What can the U.S. learn from the health systems of other countries?

Ashish-Jha

December 19, 2019 – Amidst ongoing debate in the U.S. about what type of health system would be best for the nation, Harvard T.H. Chan School of Public Health’s Ashish Jha plans to spend half a year visiting eight other high-income countries to learn from patients and doctors what works—and what doesn’t—in their health systems.

The goal of the project, called Choices in Health, is to gather information that could help encourage deeper dialogue in the U.S. about the tough choices that changing the health system will likely require, said Jha, K.T. Li Professor of Global Health at Harvard T.H. Chan School of Public Health and director of the Harvard Global Health Institute (HGHI).

Jha noted that the U.S. spends almost 20% of its economy on health care, one out of ten Americans doesn’t have health coverage, and quality of care is far from optimal. Given these issues, policymakers sometimes suggest that the U.S. should consider setting up its health system more like that of other high-income countries. Those countries, some say, seem able to deliver high-quality care to their populations at prices that are affordable.

But Jha said that the reality is more nuanced.

“Sometimes it seems the sense here in the U.S. is that all the other high-income countries have figured out how to run their health systems without any tradeoffs. We know that they cover everyone for less money,” he said. “But when you talk to people from those countries, you learn that they’re struggling, too. They just have a different set of challenges.”

‘Deep dive’

Data suggests that other high-income countries control costs by making difficult choices, such as by paying doctors and nurses less or limiting access to some expensive services or treatments. To learn how these choices play out in people’s lives, the HGHI team will do what Jha calls a ‘deep dive’ into the health systems of eight countries—Canada, Denmark, France, Germany, the Netherlands, Singapore, Switzerland, and the United Kingdom—which represent a mix of systems. Some are primarily government-run, some have large roles for private insurance, and some include a large component of market-based approaches.

While the team will talk with health experts and policymakers as well, their primary focus will be speaking to front-line doctors, nurses, and patients about their experiences. They’ll try to learn what health care is really like in these countries, and what challenges the systems face.

“We have lots and lots of data that tells us about the performance of the health system in each of these countries,” said Jha. “But beyond the numbers, we need the stories.”

He wants to know, for example, “What’s it like to have cystic fibrosis in a single-payer system like the United Kingdom, compared to a country like the Netherlands, which has a big role for private health insurance? What’s it like to have heart failure in Germany versus having heart failure in the United States?” For each country, Jha says the team will ask questions such as whether patients face the kinds of limits to access that are often ascribed to those systems. They will probe what kinds of procedures, tests, or expensive therapies are hard to get and how those systems manage these challenges. Jha plans to pay particular attention to the role that social services play in each country to help keep people healthy. And he and his colleagues will engage with patients to assess how often they feel treated with dignity and respect in their interactions with the health system.

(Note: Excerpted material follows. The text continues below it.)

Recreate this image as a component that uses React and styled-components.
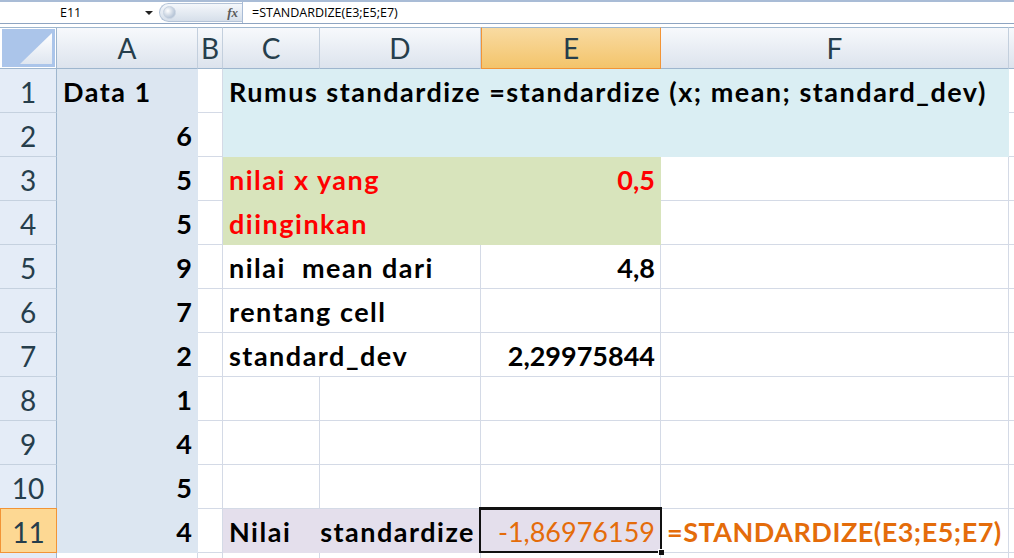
import React from "react";
import styled, { createGlobalStyle, css } from "styled-components";

const GRID = "#d4dae6";
const HEAD_LINE = "#9eb6ce";
const COLS = "57px 141px 25px 97px 161px 180px 348px 1fr";

const BLUE = "#daeef3";
const COL_A = "#dce6f1";
const GREEN = "#d8e4bc";
const LAVENDER = "#e4dfec";
const RED = "#ff0000";
const ORANGE = "#e46c0a";

const GlobalStyle = createGlobalStyle`
  html, body {
    margin: 0;
    padding: 0;
    background: #fff;
  }
  body {
    width: 1014px;
    height: 558px;
    overflow: hidden;
    font-family: Lato, "Liberation Sans", sans-serif;
  }
`;

// Formula bar
const FormulaBar = styled.div`
  display: flex;
  height: 21px;
  border-top: 2px solid #a9bcd6;
  border-bottom: 1px solid #8ea4c1;
  background: #fff;
  font-family: "Open Sans", "Liberation Sans", sans-serif;
  font-size: 12.5px;
  color: #000;
`;

const NameBox = styled.div`
  width: 159px;
  box-sizing: border-box;
  display: flex;
  align-items: center;
  justify-content: space-between;
  padding: 0 6px 0 60px;
`;

const DropArrow = styled.span`
  width: 0;
  height: 0;
  border-left: 4px solid transparent;
  border-right: 4px solid transparent;
  border-top: 4px solid #222;
`;

const FxPill = styled.div`
  width: 83px;
  margin-top: 1px;
  height: 19px;
  box-sizing: border-box;
  border: 1px solid #b4c3d7;
  border-right: none;
  border-radius: 10px 0 0 10px;
  background: linear-gradient(#f4f7fb, #d6dfea);
  display: flex;
  align-items: center;
  justify-content: space-between;
  padding: 0 4px 0 3px;
`;

const Knob = styled.span`
  width: 11px;
  height: 11px;
  border-radius: 50%;
  background: radial-gradient(circle at 35% 35%, #ffffff, #b8c6d8 70%);
  border: 1px solid #c8d3e1;
`;

const FxLabel = styled.span`
  font-family: "Liberation Serif", serif;
  font-style: italic;
  font-weight: bold;
  font-size: 13px;
  color: #5a5a5a;
`;

const FormulaText = styled.div`
  flex: 1;
  display: flex;
  align-items: center;
  padding-left: 9px;
  border-left: 1px solid #a9bcd6;
`;

const Gap = styled.div`
  height: 3px;
  background: #fff;
`;

// Sheet
const Sheet = styled.div`
  display: grid;
  grid-template-columns: ${COLS};
  grid-template-rows: 42px;
  grid-auto-rows: 44px;
`;

const headBase = css`
  box-sizing: border-box;
  display: flex;
  align-items: center;
  justify-content: center;
  font-size: 28px;
  color: #263e4c;
`;

const Corner = styled.div`
  box-sizing: border-box;
  border-top: 1px solid ${HEAD_LINE};
  border-bottom: 1px solid ${HEAD_LINE};
  border-right: 1px solid ${HEAD_LINE};
  background: #fff;
  padding: 1px 1px 1px 2px;
  display: flex;
`;

const CornerFace = styled.div`
  flex: 1;
  background: #abc5ea;
  display: flex;
  align-items: flex-end;
  justify-content: flex-end;
  padding: 0 3px 3px 0;
`;

const ColHead = styled.div`
  ${headBase}
  border-top: 1px solid ${HEAD_LINE};
  border-bottom: 1px solid ${(p) => (p.$active ? "#f29436" : HEAD_LINE)};
  border-right: 1px solid ${(p) => (p.$active ? "#f29436" : "#c3cfdd")};
  border-left: ${(p) => (p.$active ? "1px solid #f29436" : "none")};
  background: ${(p) =>
    p.$active
      ? "linear-gradient(#f9dba2, #f3c46b)"
      : "linear-gradient(#f7f9fc, #dce3ed)"};
`;

const RowHead = styled.div`
  ${headBase}
  padding-top: 2px;
  border-right: 1px solid ${(p) => (p.$active ? "#f29436" : HEAD_LINE)};
  border-bottom: 1px solid ${(p) => (p.$active ? "#f29436" : "#c5d1df")};
  border-left: ${(p) => (p.$active ? "1px solid #f29436" : "none")};
  border-top: ${(p) => (p.$active ? "1px solid #f29436" : "none")};
  margin-top: ${(p) => (p.$active ? "-1px" : "0")};
  background: ${(p) => (p.$active ? "#fdd893" : "#e4ecf7")};
`;

const Cell = styled.div`
  box-sizing: border-box;
  position: relative;
  display: flex;
  align-items: flex-end;
  justify-content: ${(p) => (p.$right ? "flex-end" : "flex-start")};
  padding: 0 ${(p) => (p.$right ? "5px" : "4px")} 7px 6px;
  grid-column: span ${(p) => p.$span || 1};
  background: ${(p) => p.$fill || "#fff"};
  border-right: 1px solid ${(p) => p.$fill || GRID};
  border-bottom: 1px solid ${(p) => p.$fill || GRID};
  color: ${(p) => p.$color || "#000"};
  font-size: 27px;
  font-weight: ${(p) => (p.$light ? 400 : 700)};
  letter-spacing: ${(p) => p.$track ?? 1.5}px;
  white-space: pre;
  line-height: 1;
  z-index: ${(p) => (p.$over ? 1 : 0)};
`;

const Selection = styled.span`
  position: absolute;
  left: -2px;
  top: -2px;
  right: -2px;
  bottom: -1px;
  border: 2px solid #111;
  border-top-width: 3px;
  pointer-events: none;

  &::after {
    content: "";
    position: absolute;
    right: -4px;
    bottom: -4px;
    width: 5px;
    height: 5px;
    background: #111;
    border: 1px solid #fff;
    border-right: none;
    border-bottom: none;
  }
`;

const colLetters = ["A", "B", "C", "D", "E", "F", ""];
const colA = ["Data 1", "6", "5", "5", "9", "7", "2", "1", "4", "5", "4"];

const CornerTriangle = () => (
  <svg width="32" height="31" viewBox="0 0 32 31">
    <defs>
      <linearGradient id="tri" x1="0" y1="0" x2="0" y2="1">
        <stop offset="0" stopColor="#ffffff" />
        <stop offset="1" stopColor="#dfe6f0" />
      </linearGradient>
    </defs>
    <polygon points="32,0 32,31 0,31" fill="url(#tri)" />
  </svg>
);

const RowCells = ({ row }) => {
  switch (row) {
    case 1:
      return (
        <>
          <Cell $span={4} $fill={BLUE}>
            Rumus standardize =standardize (x; mean; standard_dev)
          </Cell>
          <Cell />
        </>
      );
    case 2:
      return (
        <>
          <Cell $span={4} $fill={BLUE} />
          <Cell />
        </>
      );
    case 3:
      return (
        <>
          <Cell $span={2} $fill={GREEN} $color={RED}>
            nilai x yang
          </Cell>
          <Cell $fill={GREEN} $color={RED} $right $track={0}>
            0,5
          </Cell>
          <Cell />
          <Cell />
        </>
      );
    case 4:
      return (
        <>
          <Cell $span={3} $fill={GREEN} $color={RED}>
            diinginkan
          </Cell>
          <Cell />
          <Cell />
        </>
      );
    case 5:
      return (
        <>
          <Cell $span={2}>nilai  mean dari</Cell>
          <Cell $right $track={0}>
            4,8
          </Cell>
          <Cell />
          <Cell />
        </>
      );
    case 6:
      return (
        <>
          <Cell $span={2}>rentang cell</Cell>
          <Cell />
          <Cell />
          <Cell />
        </>
      );
    case 7:
      return (
        <>
          <Cell $span={2}>standard_dev</Cell>
          <Cell $right $track={0}>
            2,29975844
          </Cell>
          <Cell />
          <Cell />
        </>
      );
    case 11:
      return (
        <>
          <Cell $fill={LAVENDER}>Nilai</Cell>
          <Cell $fill={LAVENDER} $right>
            standardize
          </Cell>
          <Cell $fill={LAVENDER} $color={ORANGE} $light $right $over $track={0}>
            -1,86976159
            <Selection />
          </Cell>
          <Cell $color={ORANGE} $track={0.5}>
            =STANDARDIZE(E3;E5;E7)
          </Cell>
          <Cell />
        </>
      );
    default:
      return (
        <>
          <Cell />
          <Cell />
          <Cell />
          <Cell />
          <Cell />
        </>
      );
  }
};

export default function App() {
  const rows = Array.from({ length: 12 }, (_, i) => i + 1);
  return (
    <>
      <GlobalStyle />
      <FormulaBar>
        <NameBox>
          <span>E11</span>
          <DropArrow />
        </NameBox>
        <FxPill>
          <Knob />
          <FxLabel>fx</FxLabel>
        </FxPill>
        <FormulaText>=STANDARDIZE(E3;E5;E7)</FormulaText>
      </FormulaBar>
      <Gap />
      <Sheet>
        <Corner>
          <CornerFace>
            <CornerTriangle />
          </CornerFace>
        </Corner>
        {colLetters.map((c, i) => (
          <ColHead key={i} $active={c === "E"}>
            {c}
          </ColHead>
        ))}
        {rows.map((r) => (
          <React.Fragment key={r}>
            <RowHead $active={r === 11}>{r <= 11 ? r : ""}</RowHead>
            <Cell
              $fill={r <= 11 ? COL_A : undefined}
              $right={r > 1}
              $track={r > 1 ? 0 : 1.5}
            >
              {colA[r - 1] || ""}
            </Cell>
            <Cell />
            <RowCells row={r} />
          </React.Fragment>
        ))}
      </Sheet>
    </>
  );
}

Jha is particularly interested in how different health systems handle patients with substantial health care needs, such as older patients dealing with multiple chronic diseases. “These patients are common in all these health systems, and they represent the most common reasons people get hospitalized,” Jha said. “They need a variety of different services, such as acute hospital care, specialists, primary care, and social services, and they need care over time. I want to see what works for these patients and what doesn’t.”

Jha and his colleagues plan to speak with health care providers both in major academic medical centers and in community hospitals and clinics, and with patients from all walks of life—from varying socioeconomic backgrounds, a wide range of professions, and from urban and rural areas.

The Choices in Health team will share information about the project through blogs, podcasts, videos, articles in medical journals, public talks, and social media.

Jha hopes the information gathered during the project will help generate more thoughtful conversation about health care in the U.S. by making clearer what sort of tradeoffs may be necessary to provide quality health care for all at reasonable costs.

“For example, maybe our government will decide that there are certain expensive therapies that will not be covered by Medicare and will have to be paid for out of pocket,” he said. “That means the poor won’t get those therapies, but the rich will. Is that a choice we want to make? I don’t know—but we should have an open and honest conversation about it.”